Nick Xenophon blocks government omnibus savings

Agree to welfare cuts or forget funding for childcare & the NDIS? The government’s ultimatum that failed.

Yesterday the federal government ramped up the pressure on senators who might block its $4 billion omnibus of savings – comprising significant welfare cuts – by indicating that would put funding for childcare increases and the National Disability Insurance Scheme at risk.

It was almost breathtaking in its absurdity which was captured in a single headline in The Australian Financial Review. ‘Here’s a tip: Don’t pick on disabled people.’

The fact that the AFR’s Laura Tingle needed to spell out the cruelty – and stupidity – in pitting poor people against disabled people is astonishing.

Less astonishing is the fact that Nick Xenophon and his team will not support the government’s savings.

“As a negotiating tactic, this is as subtle as a sledgehammer,” Senator Xenophon said. “Pitting battling Australians against Australians needing disability support services is dumb policy and even dumber politics.”

Whilst the NXT views the childcare reform as important its position is that, under the current proposal, these reforms come at too high a cost to families by way of the scrapping the family tax benefits and cuts to paid parental leave.

“This is fundamentally flawed policy, and fundamentally unfair,” said Rebekha Sharkie, Member for Mayo and NXT spokesperson for Social Services.  “Of course we support child care reforms. Of course we support a fully funded NDIS. But these measures should never be off the back of our nation’s most disadvantaged.”

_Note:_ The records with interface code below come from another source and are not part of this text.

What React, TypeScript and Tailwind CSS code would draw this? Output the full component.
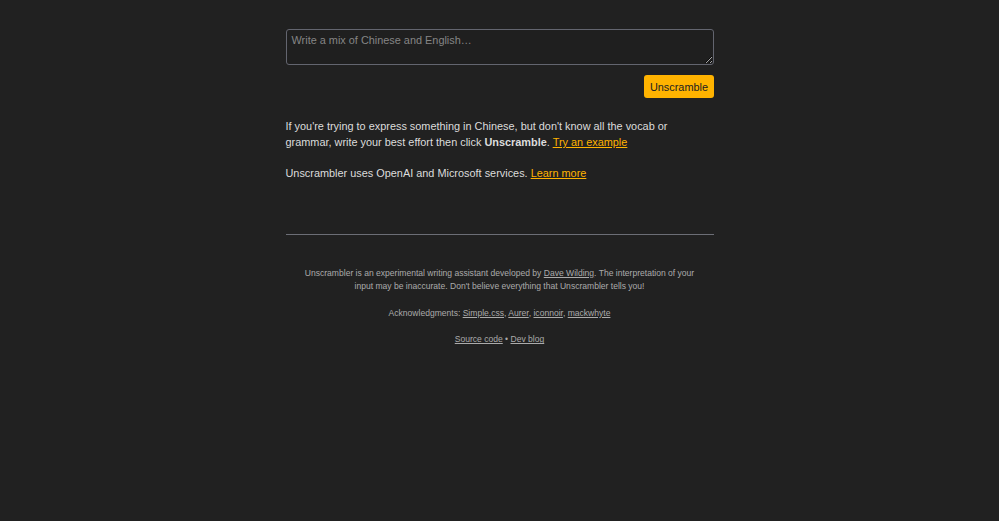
import React from "react";

const App = () => {
  return (
    <div className="min-h-[521px] bg-[#212121] text-[#dcdcdc] font-['Liberation_Sans',Arial,sans-serif]">
      <div className="w-[428px] mx-auto pt-[29px]">
        {/* Input */}
        <textarea
          className="block w-full h-[36px] bg-[#1f1f1f] border border-[#63656f] rounded-[3px] px-[5px] pt-[2px] pb-[4px] text-[10.9px] leading-[16px] text-[#dcdcdc] placeholder:text-[#858585] outline-none"
          placeholder="Write a mix of Chinese and English…"
        />
        <div className="flex justify-end mt-[10px]">
          <button className="h-[23px] px-[5.5px] pt-[1px] rounded-[3px] bg-[#ffb300] text-[#212121] text-[10.9px] leading-none">
            Unscramble
          </button>
        </div>

        {/* Intro */}
        <div className="text-[10.9px] leading-[16.6px]">
          <p className="mt-[19.5px]">
            If you're trying to express something in Chinese, but don't know all the vocab or
            grammar, write your best effort then click <b>Unscramble</b>.{" "}
            <a href="#" className="text-[#ffb300] underline">
              Try an example
            </a>
          </p>
          <p className="mt-[14.3px]">
            Unscrambler uses OpenAI and Microsoft services.{" "}
            <a href="#" className="text-[#ffb300] underline">
              Learn more
            </a>
          </p>
        </div>

        {/* Footer */}
        <footer className="mt-[52px] border-t border-[#6c6e76] px-[9.5px] pt-[32px] text-center text-[#ababab] text-[8.55px] leading-[13.3px]">
          <p>
            Unscrambler is an experimental writing assistant developed by{" "}
            <a href="#" className="underline">Dave Wilding</a>. The interpretation of your input
            may be inaccurate. Don't believe everything that Unscrambler tells you!
          </p>
          <p className="mt-[13.5px]">
            Acknowledgments: <a href="#" className="underline">Simple.css</a>,{" "}
            <a href="#" className="underline">Aurer</a>,{" "}
            <a href="#" className="underline">iconnoir</a>,{" "}
            <a href="#" className="underline">mackwhyte</a>
          </p>
          <p className="mt-[13.5px]">
            <a href="#" className="underline">Source code</a> •{" "}
            <a href="#" className="underline">Dev blog</a>
          </p>
        </footer>
      </div>
    </div>
  );
};

export default App;
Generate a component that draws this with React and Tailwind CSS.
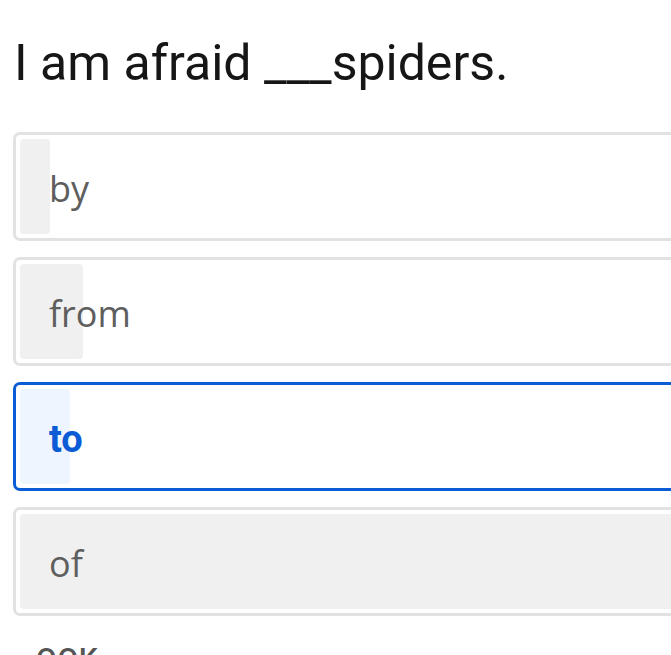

Without the support of NXT, the government will only succeed in the senate with the support of the Labor party or the Greens, which seems unlikely.

Nicole Lessio, the Principal Campaign Manager at The Parenthood, said parents were sick of the government targeting those most in need. “First they came for single parent and vulnerable families through cuts to FTB, then they went for new mums stripping back their paid parental leave and now it’s the NDIS being held to ransom,” Lessio said. “Can the Turnbull Government make life any harder for Australian families?

It might not be the intention but it certainly appears to be the most likely outcome.  “Parents of children with disabilities have been waiting years for support and now the government is pulling the rug out from under them – holding the full roll out of the NDIS to ransom.”

It’s no surprise the government’s ultimatum failed but it’s a hollow victory: the fact it was propositioned at all speaks volumes about the government’s understanding of these policies.